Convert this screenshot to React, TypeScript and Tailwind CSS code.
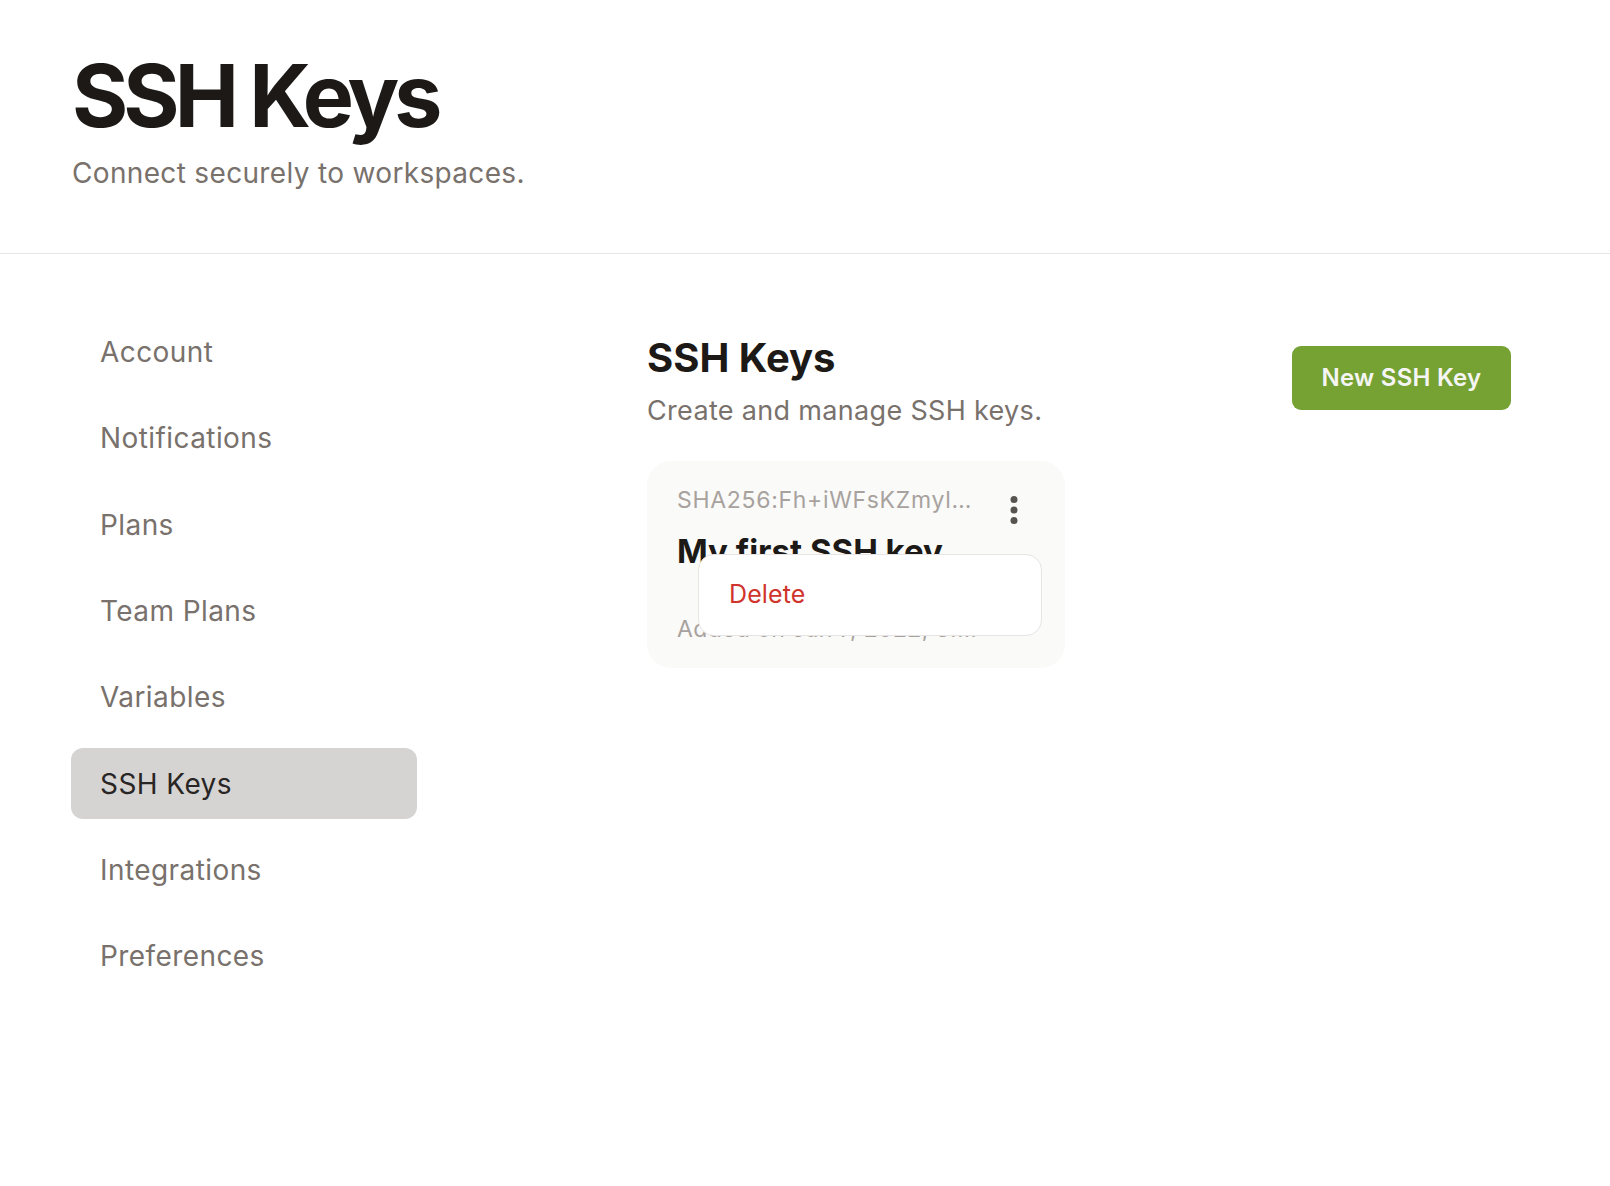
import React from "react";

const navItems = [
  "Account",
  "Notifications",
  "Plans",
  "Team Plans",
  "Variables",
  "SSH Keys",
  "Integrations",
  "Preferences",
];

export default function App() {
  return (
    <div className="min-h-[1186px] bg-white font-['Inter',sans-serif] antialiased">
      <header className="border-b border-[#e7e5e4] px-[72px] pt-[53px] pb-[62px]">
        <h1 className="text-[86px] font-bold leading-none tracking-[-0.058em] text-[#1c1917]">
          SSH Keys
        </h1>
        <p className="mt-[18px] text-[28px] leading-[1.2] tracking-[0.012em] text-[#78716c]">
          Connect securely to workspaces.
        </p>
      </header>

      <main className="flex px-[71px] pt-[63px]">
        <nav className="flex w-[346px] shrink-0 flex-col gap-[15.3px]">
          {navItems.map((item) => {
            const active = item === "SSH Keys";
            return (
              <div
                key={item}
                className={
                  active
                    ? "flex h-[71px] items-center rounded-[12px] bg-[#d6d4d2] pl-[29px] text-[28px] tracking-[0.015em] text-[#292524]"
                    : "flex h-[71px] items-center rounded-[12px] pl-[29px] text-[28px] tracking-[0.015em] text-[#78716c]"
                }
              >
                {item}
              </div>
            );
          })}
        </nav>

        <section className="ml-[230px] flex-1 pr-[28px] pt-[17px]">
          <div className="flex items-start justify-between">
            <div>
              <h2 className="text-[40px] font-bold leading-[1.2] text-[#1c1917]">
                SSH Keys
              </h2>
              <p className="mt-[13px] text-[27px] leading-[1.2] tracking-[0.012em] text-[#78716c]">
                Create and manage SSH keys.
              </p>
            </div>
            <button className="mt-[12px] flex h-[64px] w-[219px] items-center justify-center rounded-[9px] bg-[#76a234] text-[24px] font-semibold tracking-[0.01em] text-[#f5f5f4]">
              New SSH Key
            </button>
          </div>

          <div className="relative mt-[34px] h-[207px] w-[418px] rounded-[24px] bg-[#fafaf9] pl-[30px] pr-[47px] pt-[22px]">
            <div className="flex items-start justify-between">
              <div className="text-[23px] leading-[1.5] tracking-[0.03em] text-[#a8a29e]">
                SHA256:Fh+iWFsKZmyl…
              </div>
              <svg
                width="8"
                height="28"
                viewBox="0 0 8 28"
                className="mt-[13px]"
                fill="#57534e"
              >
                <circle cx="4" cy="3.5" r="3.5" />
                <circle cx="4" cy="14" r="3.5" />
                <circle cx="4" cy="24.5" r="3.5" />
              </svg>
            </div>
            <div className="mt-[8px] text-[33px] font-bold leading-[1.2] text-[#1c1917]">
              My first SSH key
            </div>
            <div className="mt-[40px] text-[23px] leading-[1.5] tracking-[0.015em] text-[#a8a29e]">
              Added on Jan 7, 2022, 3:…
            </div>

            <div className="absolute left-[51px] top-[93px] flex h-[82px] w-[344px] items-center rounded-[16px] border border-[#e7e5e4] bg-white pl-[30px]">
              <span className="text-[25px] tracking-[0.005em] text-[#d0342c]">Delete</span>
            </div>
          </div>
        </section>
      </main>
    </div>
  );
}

________________________________________

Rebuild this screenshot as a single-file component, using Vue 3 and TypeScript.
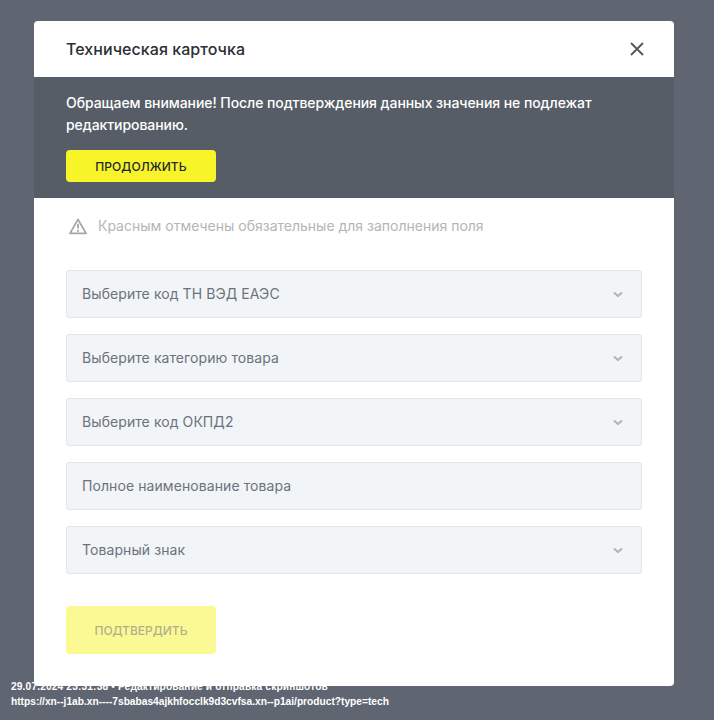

________________________________________

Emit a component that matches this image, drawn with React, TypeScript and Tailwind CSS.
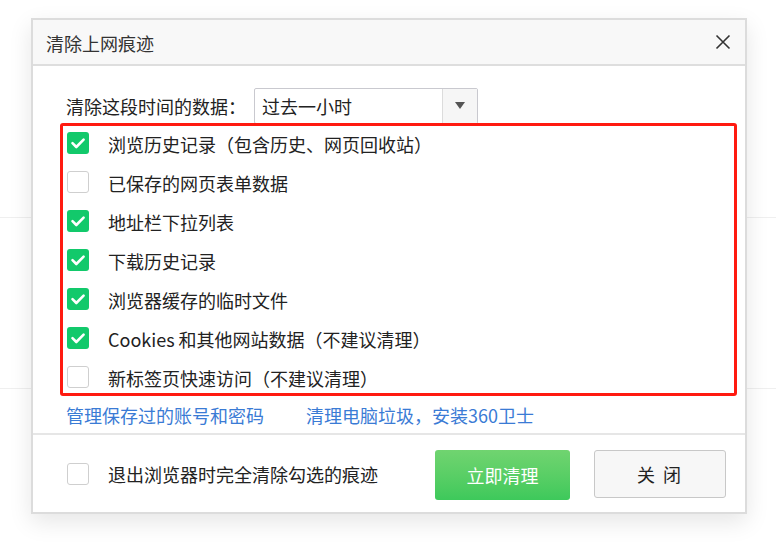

________________________________________

Written request: Copy each line in the data that holds the word "Tailwind".

Exercise solution:
Convert this screenshot to React, TypeScript and Tailwind CSS code.
Emit a component that matches this image, drawn with React, TypeScript and Tailwind CSS.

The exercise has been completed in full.